If scientists can develop safe immunosuppressants that always work, then many people with type 1 diabetes may choose to have pancreas transplants. Until then, many doctors think islet transplants are a better option. Islets are clusters of cells in the pancreas that make insulin. In people with type 1 diabetes, islet cells are destroyed. Only 1-2% of the pancreas is made up of islet cells.

In pancreatic islet transplantation, cells are taken from a donor pancreas and transferred into another person. Once implanted, the new islets begin to make and release insulin. Researchers hope that islet transplantation will help people with type 1 diabetes live without daily injections of insulin.

The Edmonton Protocol

In the 1970s, islet transplant experiments were conducted with great success in laboratory mice. The excitement that those experiments generated soon turned to frustration, as initial attempts to reproduce that success in humans were largely disappointing. For many years progress was slow, and few transplant recipients were able to stay diabetes-free for more than a few months before the transplanted islet cells failed. But in recent years, scientists have begun to make rapid advances in transplant technology, and some of the most exciting new research comes to us from researchers at the University of Alberta in Edmonton, Canada. These scientists have used a new procedure called the Edmonton Protocol to treat patients with type 1 diabetes.

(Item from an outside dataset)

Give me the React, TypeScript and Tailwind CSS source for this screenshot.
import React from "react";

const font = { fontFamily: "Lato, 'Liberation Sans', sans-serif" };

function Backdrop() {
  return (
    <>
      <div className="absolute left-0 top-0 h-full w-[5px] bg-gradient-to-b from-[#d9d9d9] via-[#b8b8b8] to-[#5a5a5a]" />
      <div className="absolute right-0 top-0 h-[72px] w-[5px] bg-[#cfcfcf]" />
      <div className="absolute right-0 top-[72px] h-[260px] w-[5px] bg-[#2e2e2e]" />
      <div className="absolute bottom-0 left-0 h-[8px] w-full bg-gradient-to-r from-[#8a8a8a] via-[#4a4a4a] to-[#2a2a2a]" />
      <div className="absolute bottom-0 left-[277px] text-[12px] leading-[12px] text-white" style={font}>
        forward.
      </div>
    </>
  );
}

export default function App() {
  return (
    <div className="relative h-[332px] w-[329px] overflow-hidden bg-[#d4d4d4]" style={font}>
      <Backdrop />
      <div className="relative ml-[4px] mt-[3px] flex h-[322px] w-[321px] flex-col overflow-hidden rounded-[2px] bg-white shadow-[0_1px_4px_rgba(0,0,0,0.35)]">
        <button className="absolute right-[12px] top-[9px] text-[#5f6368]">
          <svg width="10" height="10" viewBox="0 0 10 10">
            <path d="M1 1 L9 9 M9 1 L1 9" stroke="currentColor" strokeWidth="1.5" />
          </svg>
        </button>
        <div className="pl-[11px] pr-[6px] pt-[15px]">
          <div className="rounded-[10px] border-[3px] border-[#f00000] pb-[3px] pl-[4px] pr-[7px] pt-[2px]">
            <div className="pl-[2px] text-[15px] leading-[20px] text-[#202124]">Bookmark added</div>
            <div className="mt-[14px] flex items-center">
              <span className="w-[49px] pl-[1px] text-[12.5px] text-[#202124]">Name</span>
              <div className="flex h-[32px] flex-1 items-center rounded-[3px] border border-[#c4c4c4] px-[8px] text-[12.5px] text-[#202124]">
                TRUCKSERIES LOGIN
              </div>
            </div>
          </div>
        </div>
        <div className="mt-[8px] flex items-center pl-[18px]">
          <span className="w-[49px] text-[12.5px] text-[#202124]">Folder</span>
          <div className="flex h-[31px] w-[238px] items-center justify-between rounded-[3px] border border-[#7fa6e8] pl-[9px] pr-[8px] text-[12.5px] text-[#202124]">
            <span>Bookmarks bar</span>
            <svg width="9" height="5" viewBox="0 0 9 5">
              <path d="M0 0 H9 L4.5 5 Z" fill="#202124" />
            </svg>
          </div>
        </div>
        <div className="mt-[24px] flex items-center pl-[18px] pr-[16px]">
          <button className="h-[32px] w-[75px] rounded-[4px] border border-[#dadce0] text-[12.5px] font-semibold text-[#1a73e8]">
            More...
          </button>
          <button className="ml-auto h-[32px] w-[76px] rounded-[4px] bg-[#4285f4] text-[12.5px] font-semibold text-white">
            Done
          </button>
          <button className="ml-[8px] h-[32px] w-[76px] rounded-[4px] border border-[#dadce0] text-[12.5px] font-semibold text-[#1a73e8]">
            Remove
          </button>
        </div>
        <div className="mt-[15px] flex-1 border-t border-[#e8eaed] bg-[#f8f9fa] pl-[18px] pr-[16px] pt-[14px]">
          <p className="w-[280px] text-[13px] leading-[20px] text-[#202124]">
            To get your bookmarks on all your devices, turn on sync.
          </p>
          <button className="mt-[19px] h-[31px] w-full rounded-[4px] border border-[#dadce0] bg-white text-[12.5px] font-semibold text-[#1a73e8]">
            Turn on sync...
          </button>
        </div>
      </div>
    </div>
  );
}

In this procedure, researchers use specialized enzymes to remove islets from the pancreas of a deceased donor. For an average-size person (70 kg), a typical transplant requires about 1 million islets, equal to two donor organs. Because the islets are extremely fragile, transplantation occurs immediately after they are removed.

The transplant itself is easy and takes less than an hour to complete. The surgeon uses ultrasound to guide placement of a small plastic tube (catheter) through the upper abdomen and into the liver. The islets are then injected through the catheter into the liver. The patient will receive a local anesthetic. If a patient cannot tolerate local anesthesia, the surgeon may use general anesthesia and do the transplant through a small incision.

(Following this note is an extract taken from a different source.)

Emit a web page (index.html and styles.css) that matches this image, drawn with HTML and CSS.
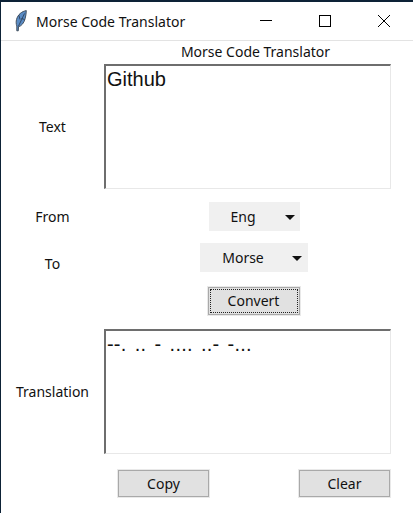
FILE: index.html
```html
<!DOCTYPE html>
<html lang="en">
<head>
<meta charset="utf-8">
<title>Morse Code Translator</title>
<link rel="stylesheet" href="styles.css">
</head>
<body>
<div class="window">
  <header class="titlebar">
    <svg class="feather" viewBox="0 0 12 22" width="12" height="22" aria-hidden="true">
      <path d="M11.300 .6C7 1.300 2.800 4.500 1.500 9.500 1 11.500 1 14 1.800 16L1.800 20.800 3.300 20.800 3.500 16.800C6.500 16 9 13 10.200 8.500 10.800 6 11.300 3 11.300 .6Z" fill="#5a8bc4" stroke="#3a4654" stroke-width=".9"/>
      <path d="M9.500 3.500 3.300 16.500M5 9.500 4 5.500M6.500 8.500 9.500 9.500" stroke="#1f2c3d" stroke-width=".7" fill="none"/>
    </svg>
    <span class="title">Morse Code Translator</span>
    <div class="controls">
      <svg class="ctl" viewBox="0 0 46 14" aria-hidden="true"><path d="M17 6.500H29" stroke="#000" fill="none"/></svg>
      <svg class="ctl" viewBox="0 0 46 14" aria-hidden="true"><rect x="17.500" y="1.500" width="11" height="11" stroke="#000" fill="none"/></svg>
      <svg class="ctl" viewBox="0 0 46 14" aria-hidden="true"><path d="M17 1 29 13M29 1 17 13" stroke="#000" fill="none"/></svg>
    </div>
  </header>
  <main class="form">
    <h1 class="heading">Morse Code Translator</h1>
    <div class="row text-row">
      <span class="label">Text</span>
      <div class="box github">Github</div>
    </div>
    <div class="row from-row">
      <span class="label">From</span>
      <div class="center"><div class="select eng"><span>Eng</span><i class="caret"></i></div></div>
    </div>
    <div class="row to-row">
      <span class="label to-label">To</span>
      <div class="center"><div class="select morse"><span>Morse</span><i class="caret"></i></div></div>
    </div>
    <div class="row convert-row">
      <span></span>
      <div class="center"><button class="btn convert"><span class="focus">Convert</span></button></div>
    </div>
    <div class="row trans-row">
      <span class="label">Translation</span>
      <div class="box morsecode">--. .. - .... ..- -...</div>
    </div>
    <div class="row action-row">
      <span></span>
      <div class="actions">
        <button class="btn action">Copy</button>
        <button class="btn action">Clear</button>
      </div>
    </div>
  </main>
</div>
</body>
</html>
```

FILE: styles.css
```css
html, body {
  margin: 0;
  height: 100%;
  background: #fff;
}
.window {
  box-sizing: border-box;
  height: 513px;
  border-top: 2px solid #0d2236;
  border-left: 1px solid #0d2236;
  font-family: "Noto Sans", sans-serif;
  font-size: 14px;
  color: #111;
  overflow: hidden;
}
.titlebar {
  display: flex;
  align-items: center;
  height: 38px;
  border-bottom: 1px solid #e3e3e3;
  padding-left: 14px;
}
.feather { flex: none; }
.title { margin-left: 9px; }
.controls {
  display: flex;
  margin-left: auto;
  margin-right: 6px;
  gap: 13px;
}
.ctl { width: 46px; height: 14px; display: block; }
.form { display: flex; flex-direction: column; }
.heading {
  margin: 0 0 0 118px;
  width: 273px;
  font: inherit;
  line-height: 22px;
  height: 23px;
  text-align: center;
}
.row {
  display: grid;
  grid-template-columns: 103px 287px;
  align-items: center;
}
.label { text-align: center; }
.box {
  box-sizing: border-box;
  border: 1px solid #e8e8e8;
  border-top: 2px solid #6e6e6e;
  border-left: 2px solid #6e6e6e;
  height: 125px;
  padding-left: 1px;
  font-family: "Liberation Sans", sans-serif;
  font-size: 20px;
  line-height: 26px;
  white-space: pre;
}
.morsecode { word-spacing: 2.5px; letter-spacing: .2px; }
.center { padding-left: 14px; display: flex; justify-content: center; }
.select {
  position: relative;
  display: flex;
  align-items: center;
  justify-content: center;
  background: #f0f0f0;
  height: 29px;
  box-sizing: border-box;
}
.eng { width: 91px; padding-right: 23px; }
.morse { width: 108px; padding-right: 22px; margin-right: 1px; }
.caret {
  position: absolute;
  right: 5px;
  top: 13px;
  border: 5px solid transparent;
  border-top: 5px solid #111;
  border-bottom: 0;
}
.morse .caret { right: 6px; }
.from-row { margin-top: 13px; }
.to-row { margin-top: 12px; }
.to-label { align-self: end; margin-bottom: -1px; }
.convert-row { margin-top: 14px; }
.trans-row { margin-top: 13px; }
.action-row { margin-top: 15px; }
.btn {
  box-sizing: border-box;
  margin: 0;
  padding: 0;
  font: inherit;
  color: inherit;
  background: #e1e1e1;
  border: 1px solid #e9e9e9;
  box-shadow: inset 0 0 0 1px #a9a9a9;
}
.convert { width: 94px; height: 30px; padding: 2px; margin-right: 2px; }
.focus {
  display: block;
  height: 100%;
  box-sizing: border-box;
  border: 1px dotted #222;
  line-height: 22px;
}
.actions {
  display: flex;
  justify-content: space-between;
  padding-left: 13px;
}
.action { width: 93px; height: 29px; line-height: 25px; }
```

It takes some time for the cells to attach to new blood vessels and begin releasing insulin. The doctor will order many tests to check blood glucose levels after the transplant, and insulin may be needed until control is achieved.

Benefits and Risks

Immunosuppressive or anti-rejection drugs are needed to keep the transplanted islets functioning. Researchers do not fully know what long-term effects these drugs may have. Also, although the early results of the Edmonton Protocol are very encouraging, more research is needed to answer questions about how long the islets will survive and how often the transplantation procedure will be successful.

However, transplanting islet cells has several advantages over transplanting a pancreas. First, unlike the pancreas transplant, an islet transplant is a minor surgical procedure, is less expensive, and is probably safer. Second, scientists may learn how to protect these cells from attack by the immune system. Several methods are already under study. If successful, the person with an islet transplant would not need to take immunosuppressants. Surgery would then be safer and more effective for many people with type 1 diabetes.

There is also continuing research on the transplantation of animal islets. Because the supply of human islets is severely limited, even the most successful method of human islet transplantation could only cure a small fraction of the people with diabetes through existing sources of human islets from donor pancreases. If islets from animal sources (for example, pigs) could be made to work successfully, a cure would be available for everyone. But transplants between species involve a whole new set of problems when it comes to regulating the body's immune response, so much work will still have to be done to make that a possibility.